Russian experts say that President Bush's 2001 decision to withdraw from the Anti-Ballistic Missile Treaty made Moscow determined to deploy a new generation of nuclear missiles that could penetrate any possible US defense shield. Those weapons are now coming online, they say, with the first regiment of mobile Topol-M intercontinental ballistic missiles, which feature warheads that can evade interceptors, due to become operational this year. By 2008, Russia will begin stationing its new Bulava missiles, each carrying six independently-targeted warheads, on a new fleet of nuclear submarines.
"Russia is no longer capable of competing on the same level as the US, but you do not need to copy the same technologies or have the same number of missiles to respond," says Danil Kobyakov, an analyst with the independent PIR Center in Moscow, which specializes in nuclear issues. "Russia can retain its basic ability to destroy the US in retaliation for an attack; that's the logic of MAD."
Former Russian Prime Minister Yegor Gaidar, who now heads a prominent liberal institute in Moscow, has warned that the perception of Russian (and Chinese) vulnerability projected by the Foreign Affairs report might even prompt a revival of cold war-style military blocs. "If someone had wanted to provoke Russia and China into close cooperation over missile and nuclear technologies, it would be difficult to find a more skilful and elegant way of doing so," Mr.

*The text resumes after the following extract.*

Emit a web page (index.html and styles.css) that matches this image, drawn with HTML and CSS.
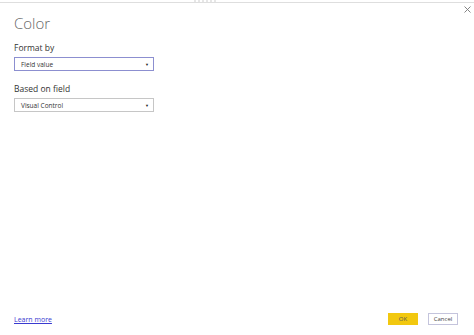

Gaidar wrote in a letter to the Financial Times this month.
The old arms race was eventually reined in by a net of arms control treaties between the superpowers. Though most of those treaties are now redundant, a 2002 agreement between Putin and Bush committed to reduce their strategic arsenals to 2,200 warheads each by 2012, but placed no limits on technological innovations. Currently, Russia has 3,800 strategic warheads and the US 4,530.
Some Russian experts say the shadow of MAD can be banished only through fresh US-Russia talks that would lower nuclear stockpiles to fewer than 1,000 strategic nuclear weapons apiece. "We can only eliminate MAD if we eliminate those weapons," says Mr. Kobyakov. "Even if you have good relations and good intentions, as long as you have those potentially devastating nuclear forces, there will always be fear and suspicion of the other side."